Pran, a food processor and agribusiness company, has bagged its maiden $3 million export order from New Zealand for cassava, a tuber used to produce starch and glucose.
Cassava is a staple crop in parts of the world. It is used much like potato and admired for its versatility in cooking.
Md Mizanur Rahman, chief of export at Pran, said the company has secured the contract from Khan's 2nd Generation Ltd, an Auckland-based company.
The cassava will be shipped off to New Zealand this month through Chittagong port.
“Necessary preparations have already been taken for the export,” Kamruzzaman Kamal, director of marketing at Pran-RFL Group, said in a statement yesterday.
Sylvan Agriculture Ltd, a unit of Pran, has recently signed a deal with the Australian company.
As per the deal, Khan's 2nd Generation Ltd will import the tuber crop for the next two years, said Rasedul Hasan, country business manager at Pran Australia.
Last fiscal year, Pran produced about 5,000 tonnes of cassava and aims to expand cultivation thanks to the positive response from contract farmers.

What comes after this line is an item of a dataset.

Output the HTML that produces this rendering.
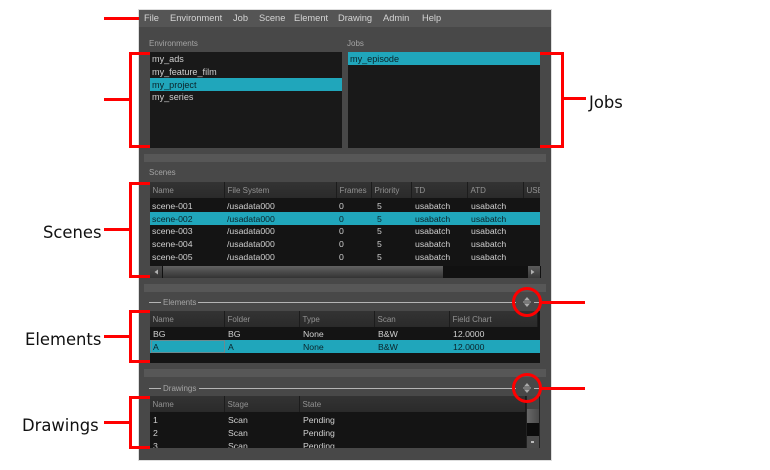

Mustafezur Khan, a director of Khan's 2nd Generation Ltd, said cassava is a popular and nutritious food in New Zealand.
“Earlier, we used to import cassava from Fiji. But the quality, taste and colour of Pran's cassava are good.”
Thousands of farmers in Tangail, Mymensingh, Comilla, Habiganj and Khagrachhari districts are farming the woody shrub, locally known as Shimul potato, to boost their incomes under a special scheme by Pran.
Pran is trying to encourage local farmers to grow cassava. In 2014 and 2015, the company purchased 40,000 tonnes of cassava from farmers directly.
The company has also set up a large plant in the northeastern district of Habiganj to produce glucose and starch.
Bangladesh currently depends on imports of starch and glucose, meaning the local production from cassava will help save a huge chunk of foreign currency.